§ Data records:
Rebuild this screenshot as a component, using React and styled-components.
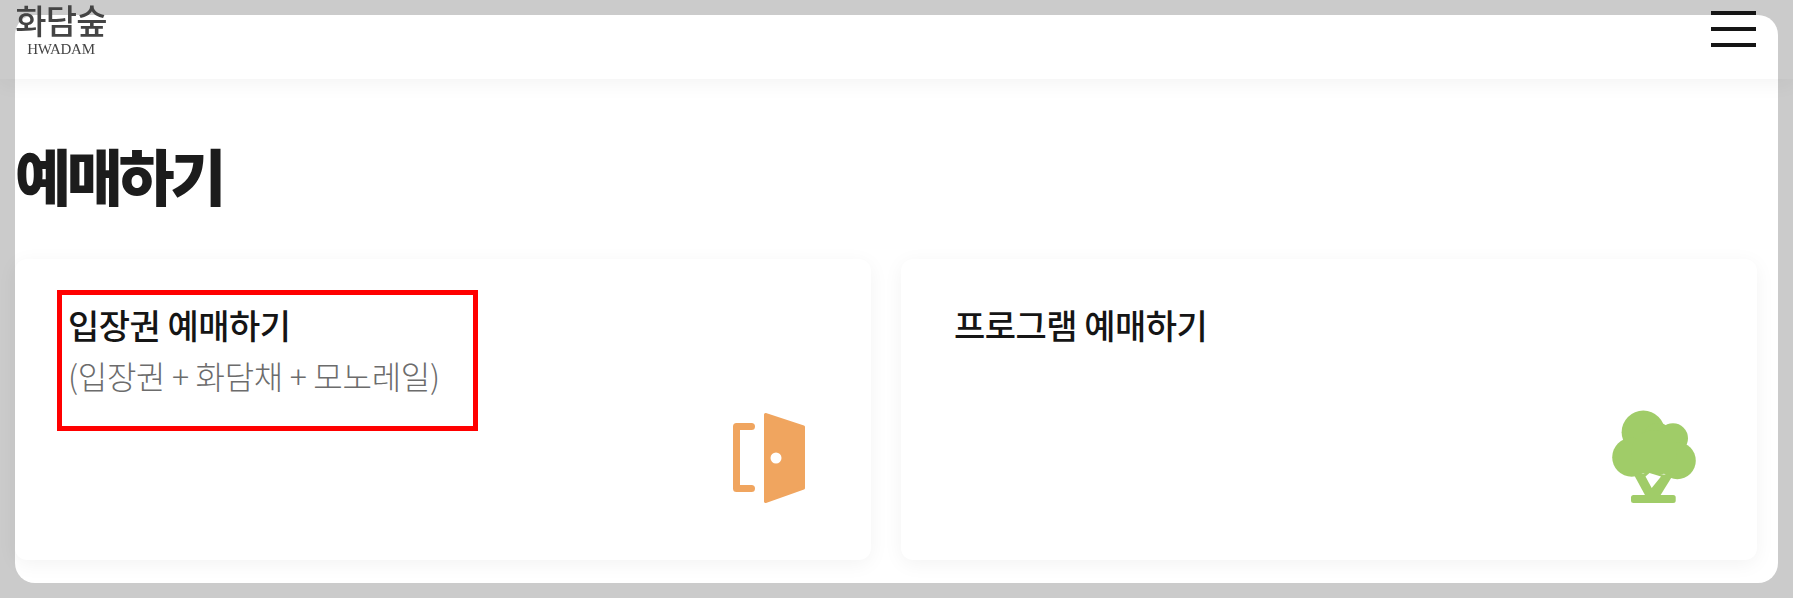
import React from 'react';
import styled, { createGlobalStyle } from 'styled-components';

const GlobalStyle = createGlobalStyle`
  html, body {
    margin: 0;
    height: 598px;
    overflow: hidden;
    background: #cbcbcb;
    font-family: "Noto Sans CJK KR", "Noto Sans", sans-serif;
  }
`;

const Sheet = styled.div`
  position: relative;
  box-sizing: border-box;
  margin: 15px;
  height: 568px;
  padding: 126px 22px 0 0;
  background: #fff;
  border-radius: 20px;
  display: flex;
  flex-direction: column;
`;

const Header = styled.header`
  position: absolute;
  top: -15px;
  left: -15px;
  right: -15px;
  height: 79px;
  box-shadow: 0 4px 20px rgba(0, 0, 0, 0.05);
  display: flex;
  justify-content: space-between;
  align-items: flex-start;
  padding: 0 37px 0 15px;
  box-sizing: border-box;
`;

const Logo = styled.div`
  display: flex;
  flex-direction: column;
  align-items: center;
  width: 92px;
  padding-top: 1px;
  color: #444;
  filter: blur(0.4px);
`;

const LogoMark = styled.div`
  font-size: 34px;
  line-height: 38px;
  font-weight: 500;
  letter-spacing: -0.8px;
  white-space: nowrap;
`;

const LogoSub = styled.div`
  font-family: "Liberation Serif", serif;
  font-size: 15px;
  line-height: 14px;
  margin-top: 3px;
  letter-spacing: -0.3px;
`;

const Burger = styled.div`
  width: 45px;
  padding-top: 11px;
  display: flex;
  flex-direction: column;
  gap: 12px;
`;

const BurgerLine = styled.span`
  display: block;
  height: 4px;
  background: #151515;
`;

const Title = styled.h1`
  margin: 0 0 50px;
  font-size: 61px;
  line-height: 68px;
  font-weight: 900;
  letter-spacing: -4.4px;
  color: #1c1c1c;
`;

const Cards = styled.div`
  display: grid;
  grid-template-columns: 856px 856px;
  gap: 30px;
`;

const Card = styled.section`
  position: relative;
  box-sizing: border-box;
  height: 301px;
  padding: 43px 50px 50px 53px;
  background: #fff;
  border-radius: 12px;
  box-shadow: 0 4px 20px rgba(0, 0, 0, 0.05);
  display: flex;
  flex-direction: column;
`;

const CardTitle = styled.h2`
  margin: 0;
  font-size: 34px;
  line-height: 46px;
  font-weight: 500;
  letter-spacing: -0.5px;
  color: #151515;
`;

const CardSub = styled.p`
  margin: 4px 0 0;
  font-size: 32px;
  line-height: 46px;
  font-weight: 300;
  letter-spacing: -0.3px;
  color: #6c6c6c;
`;

const Highlight = styled.div`
  position: absolute;
  left: 42px;
  top: 31px;
  width: 421px;
  height: 141px;
  box-sizing: border-box;
  border: 5px solid #ff0000;
`;

const IconBox = styled.svg`
  display: block;
  width: 100px;
  height: 104px;
  margin-top: auto;
  align-self: flex-end;
`;

const DoorIcon = () => (
  <IconBox viewBox="0 0 100 104">
    <path d="M30.5 20.5H15.5V82.5H30.5" fill="none" stroke="#f0a55f" strokeWidth="7" strokeLinecap="round" strokeLinejoin="round" />
    <path d="M44.5 8.5L82.5 21V82L44.5 95.5Z" fill="#f0a55f" stroke="#f0a55f" strokeWidth="3" strokeLinejoin="round" />
    <circle cx="55" cy="52" r="5.5" fill="#fff" />
  </IconBox>
);

const TreeIcon = () => (
  <IconBox viewBox="1 1 100 104">
    <g fill="#a0cc68">
      <circle cx="37.3" cy="27.3" r="21.7" />
      <circle cx="52" cy="33" r="15" />
      <circle cx="67" cy="33.3" r="15" />
      <circle cx="25.7" cy="52.3" r="19.5" />
      <circle cx="71.3" cy="55.7" r="18.5" />
      <circle cx="48" cy="48" r="23" />
      <path d="M27 68L67 70L54 91H39.5Z" />
      <rect x="25" y="90" width="44.7" height="8" rx="2.5" />
    </g>
    <path d="M39.5 71.5L43.5 68L55 71.5L45.7 83Z" fill="#fff" />
  </IconBox>
);

export default function App() {
  return (
    <>
      <GlobalStyle />
      <Sheet>
        <Header>
          <Logo>
            <LogoMark>화담숲</LogoMark>
            <LogoSub>HWADAM</LogoSub>
          </Logo>
          <Burger>
            <BurgerLine />
            <BurgerLine />
            <BurgerLine />
          </Burger>
        </Header>
        <Title>예매하기</Title>
        <Cards>
          <Card>
            <CardTitle>입장권 예매하기</CardTitle>
            <CardSub>(입장권 + 화담채 + 모노레일)</CardSub>
            <Highlight />
            <DoorIcon />
          </Card>
          <Card>
            <CardTitle>프로그램 예매하기</CardTitle>
            <TreeIcon />
          </Card>
        </Cards>
      </Sheet>
    </>
  );
}
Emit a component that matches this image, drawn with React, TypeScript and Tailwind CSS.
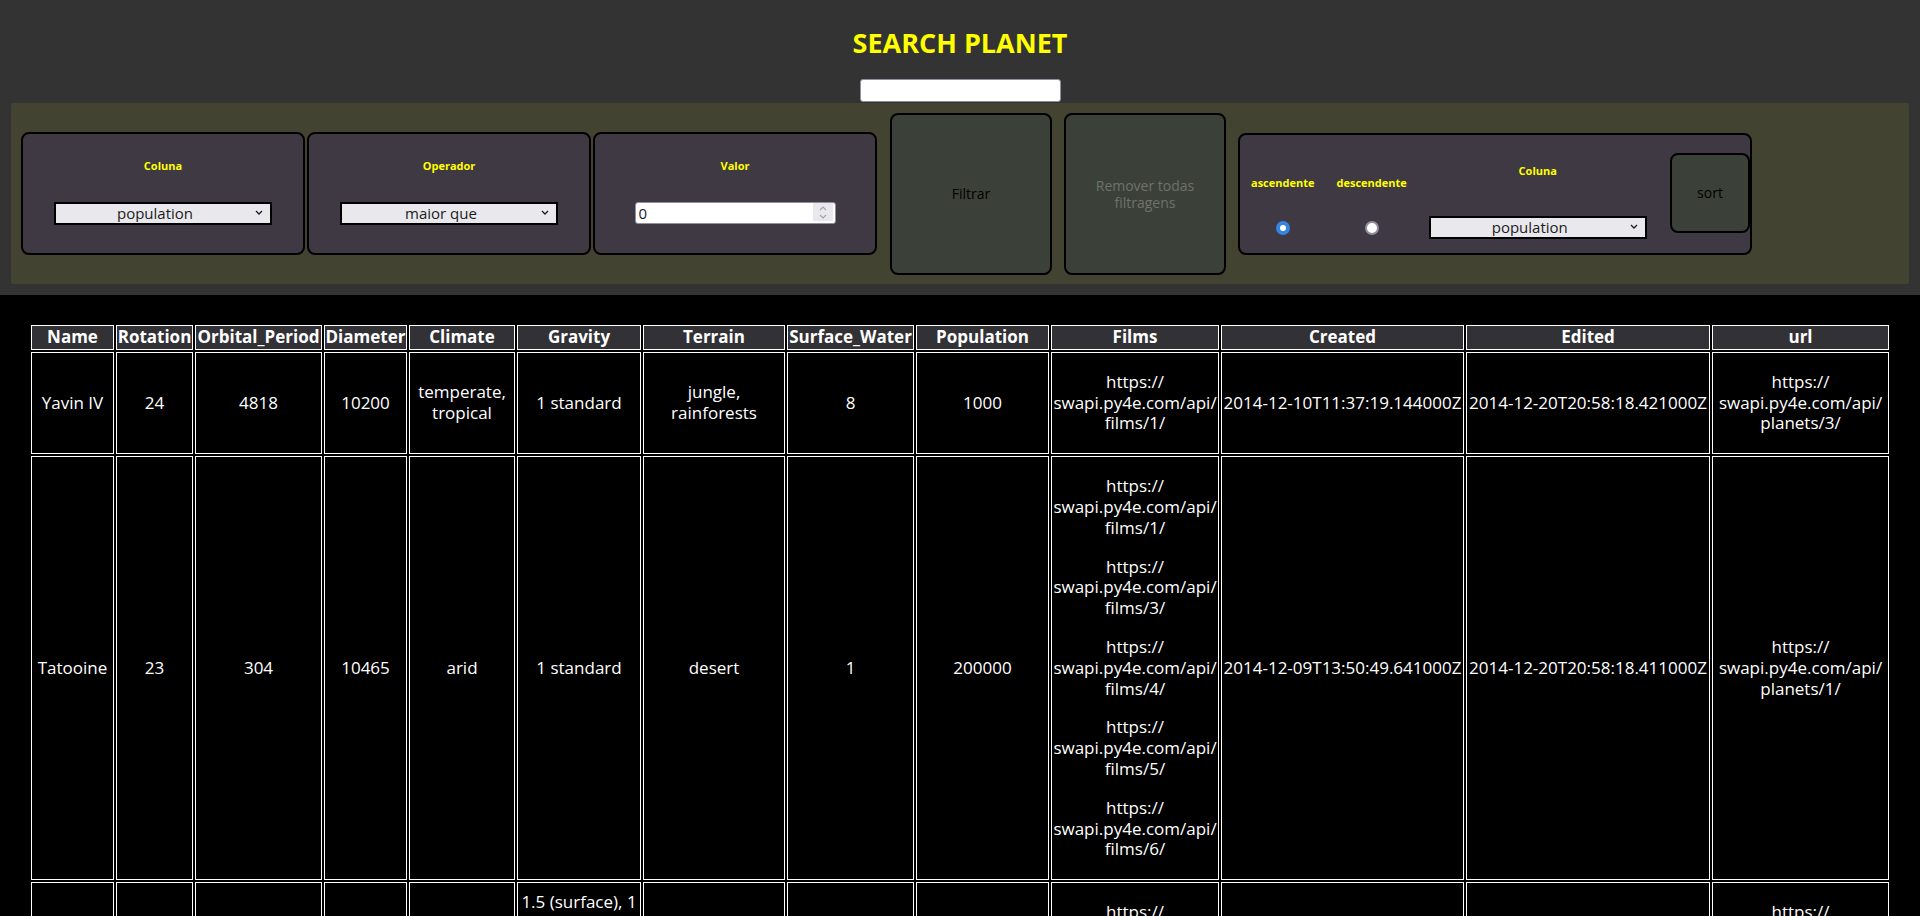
import React from 'react'

type Planet = {
  name: string
  rotation: string
  orbital: string
  diameter: string
  climate: string[]
  gravity: string[]
  terrain: string[]
  water: string
  population: string
  films: number[]
  created: string
  edited: string
  id: number
}

const planets: Planet[] = [
  {
    name: 'Yavin IV',
    rotation: '24',
    orbital: '4818',
    diameter: '10200',
    climate: ['temperate,', 'tropical'],
    gravity: ['1 standard'],
    terrain: ['jungle,', 'rainforests'],
    water: '8',
    population: '1000',
    films: [1],
    created: '2014-12-10T11:37:19.144000Z',
    edited: '2014-12-20T20:58:18.421000Z',
    id: 3,
  },
  {
    name: 'Tatooine',
    rotation: '23',
    orbital: '304',
    diameter: '10465',
    climate: ['arid'],
    gravity: ['1 standard'],
    terrain: ['desert'],
    water: '1',
    population: '200000',
    films: [1, 3, 4, 5, 6],
    created: '2014-12-09T13:50:49.641000Z',
    edited: '2014-12-20T20:58:18.411000Z',
    id: 1,
  },
  {
    name: 'Bespin',
    rotation: '12',
    orbital: '5110',
    diameter: '118000',
    climate: ['temperate'],
    gravity: ['1.5 (surface), 1', 'standard (Cloud', 'City)'],
    terrain: ['gas giant'],
    water: '0',
    population: '6000000',
    films: [2],
    created: '2014-12-10T11:43:55.240000Z',
    edited: '2014-12-20T20:58:18.427000Z',
    id: 6,
  },
]

const columns = [
  { label: 'Name', w: 'w-[83px]' },
  { label: 'Rotation', w: 'w-[77px]' },
  { label: 'Orbital_Period', w: 'w-[127px]' },
  { label: 'Diameter', w: 'w-[83px]' },
  { label: 'Climate', w: 'w-[106px]' },
  { label: 'Gravity', w: 'w-[124px]' },
  { label: 'Terrain', w: 'w-[142px]' },
  { label: 'Surface_Water', w: 'w-[127px]' },
  { label: 'Population', w: 'w-[133px]' },
  { label: 'Films', w: 'w-[168px]' },
  { label: 'Created', w: 'w-[243px]' },
  { label: 'Edited', w: 'w-[244px]' },
  { label: 'url', w: 'w-[177px]' },
]

function Lines({ lines }: { lines: string[] }) {
  return (
    <>
      {lines.map((l, i) => (
        <React.Fragment key={i}>
          {i > 0 && <br />}
          {l}
        </React.Fragment>
      ))}
    </>
  )
}

function SelectBox({ value, options }: { value: string; options: string[] }) {
  return (
    <div className="relative w-[218px] h-[23px]">
      <select
        defaultValue={value}
        className="w-full h-full appearance-none rounded-none border-2 border-black bg-[#e9e9ed] pr-[16px] text-center [text-align-last:center] text-[15px] leading-[17px] text-[#1c1b22] outline-none"
      >
        {options.map((o) => (
          <option key={o}>{o}</option>
        ))}
      </select>
      <svg
        className="pointer-events-none absolute right-[9px] top-[9px]"
        width="8"
        height="5"
        viewBox="0 0 8 5"
      >
        <path d="M1 1 L4 4 L7 1" stroke="#1c1b22" strokeWidth="1.3" fill="none" />
      </svg>
    </div>
  )
}

const labelCls = "text-[11px] leading-[13px] font-bold text-[#ffff00]"
const columnOptions = ['population', 'orbital_period', 'diameter', 'rotation_period', 'surface_water']

function FilterBox({ label, children }: { label: string; children: React.ReactNode }) {
  return (
    <div className="w-[284px] h-[123px] rounded-[8px] border-2 border-black bg-[#3f3943] flex flex-col items-center pt-[25px]">
      <span className={labelCls}>{label}</span>
      <div className="mt-[29px]">{children}</div>
    </div>
  )
}

function NumberInput() {
  return (
    <div className="relative w-[201px] h-[22px]">
      <input
        type="text"
        defaultValue="0"
        className="w-full h-full rounded-[3px] border border-[#8f8f9d] bg-white pl-[3px] text-[15px] text-[#1c1b22] outline-none"
      />
      <div className="pointer-events-none absolute right-[3px] top-[2px] w-[20px] h-[18px] bg-[#e9e9ed] flex flex-col items-center justify-center gap-[3px]">
        <svg width="8" height="5" viewBox="0 0 8 5">
          <path d="M1 4 L4 1 L7 4" stroke="#a3a3ab" strokeWidth="1.2" fill="none" />
        </svg>
        <svg width="8" height="5" viewBox="0 0 8 5">
          <path d="M1 1 L4 4 L7 1" stroke="#a3a3ab" strokeWidth="1.2" fill="none" />
        </svg>
      </div>
    </div>
  )
}

function FilterPanel() {
  return (
    <div className="mx-[11px] mt-px h-[181px] rounded-[2px] bg-[#424330] flex items-center pl-[10px]">
      <FilterBox label="Coluna">
        <SelectBox value="population" options={columnOptions} />
      </FilterBox>
      <div className="ml-[2px]">
        <FilterBox label="Operador">
          <SelectBox value="maior que" options={['maior que', 'menor que', 'igual a']} />
        </FilterBox>
      </div>
      <div className="ml-[2px]">
        <FilterBox label="Valor">
          <NumberInput />
        </FilterBox>
      </div>

      <button className="ml-[13px] w-[162px] h-[162px] rounded-[8px] border-2 border-black bg-[#3b4139] text-[14px] text-black">
        Filtrar
      </button>
      <button
        disabled
        className="ml-[12px] w-[162px] h-[162px] rounded-[8px] border-2 border-black bg-[#3b4139] text-[14px] leading-[17px] text-[#6f716c] px-[20px]"
      >
        Remover todas filtragens
      </button>

      {/* Sort */}
      <div className="ml-[12px] w-[514px] h-[122px] rounded-[8px] border-2 border-black bg-[#3f3943] flex items-start pl-[11px] gap-[22px]">
        <label className="mt-[41px] flex flex-col items-center">
          <span className={labelCls}>ascendente</span>
          <input
            type="radio"
            name="sort"
            defaultChecked
            className="mt-[32px] appearance-none w-[14px] h-[14px] rounded-full border-[4px] border-[#3584e4] bg-white"
          />
        </label>
        <label className="mt-[41px] flex flex-col items-center">
          <span className={labelCls}>descendente</span>
          <input
            type="radio"
            name="sort"
            className="mt-[32px] appearance-none w-[14px] h-[14px] rounded-full border-2 border-[#8f8f9d] bg-white"
          />
        </label>
        <div className="mt-[29px] flex flex-col items-center">
          <span className={labelCls}>Coluna</span>
          <div className="mt-[38px]">
            <SelectBox value="population" options={columnOptions} />
          </div>
        </div>
        <button className="ml-auto mt-[18px] w-[80px] h-[80px] rounded-[8px] border-2 border-black bg-[#3b4139] text-[14px] text-black">
          sort
        </button>
      </div>
    </div>
  )
}

function PlanetTable() {
  const td = "border border-white px-0 py-px text-center align-middle"
  return (
    <div className="pt-[28px] px-[29px]">
      <table className="w-[1862px] table-fixed border-separate border-spacing-[2px] text-[17px] leading-[20.8px] text-white">
        <colgroup>
          {columns.map((c) => (
            <col key={c.label} className={c.w} />
          ))}
        </colgroup>
        <thead>
          <tr>
            {columns.map((c) => (
              <th key={c.label} className={`${td} bg-[#313136] font-bold whitespace-nowrap`}>
                {c.label}
              </th>
            ))}
          </tr>
        </thead>
        <tbody>
          {planets.map((p) => (
            <tr key={p.name}>
              <td className={td}>{p.name}</td>
              <td className={td}>{p.rotation}</td>
              <td className={td}>{p.orbital}</td>
              <td className={td}>{p.diameter}</td>
              <td className={td}><Lines lines={p.climate} /></td>
              <td className={td}><Lines lines={p.gravity} /></td>
              <td className={td}><Lines lines={p.terrain} /></td>
              <td className={td}>{p.water}</td>
              <td className={td}>{p.population}</td>
              <td className={td}>
                {p.films.map((f) => (
                  <p key={f} className="my-[18px]">
                    https://
                    <br />
                    swapi.py4e.com/api/
                    <br />
                    films/{f}/
                  </p>
                ))}
              </td>
              <td className={`${td} whitespace-nowrap`}>{p.created}</td>
              <td className={`${td} whitespace-nowrap`}>{p.edited}</td>
              <td className={td}>
                https://
                <br />
                swapi.py4e.com/api/
                <br />
                planets/{p.id}/
              </td>
            </tr>
          ))}
        </tbody>
      </table>
    </div>
  )
}

export default function App() {
  return (
    <div className="h-[916px] overflow-hidden bg-black font-['Open_Sans',sans-serif]">
      <header className="bg-[#333333] pt-[27px] pb-[11px]">
        <h2 className="text-center text-[27px] leading-[32px] font-bold text-[#ffff00]">SEARCH PLANET</h2>
        <div className="mt-[20px] flex justify-center">
          <input
            type="text"
            className="w-[201px] h-[23px] rounded-[3px] border border-[#8f8f9d] bg-white outline-none"
          />
        </div>
        <FilterPanel />
      </header>
      <PlanetTable />
    </div>
  )
}
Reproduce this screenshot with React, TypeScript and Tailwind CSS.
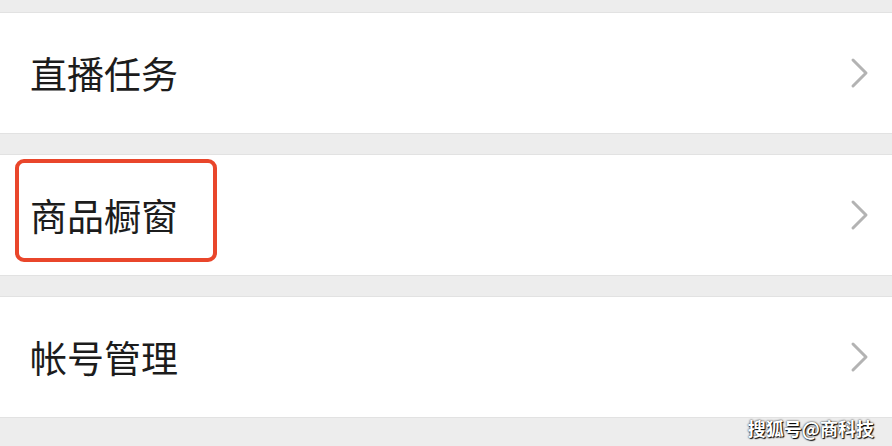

§ Task to complete: Pull every line containing the word "with" out of the material and copy it.

§ Response to this task:
Emit a component that matches this image, drawn with React, TypeScript and Tailwind CSS.
Reproduce this screenshot with React, TypeScript and Tailwind CSS.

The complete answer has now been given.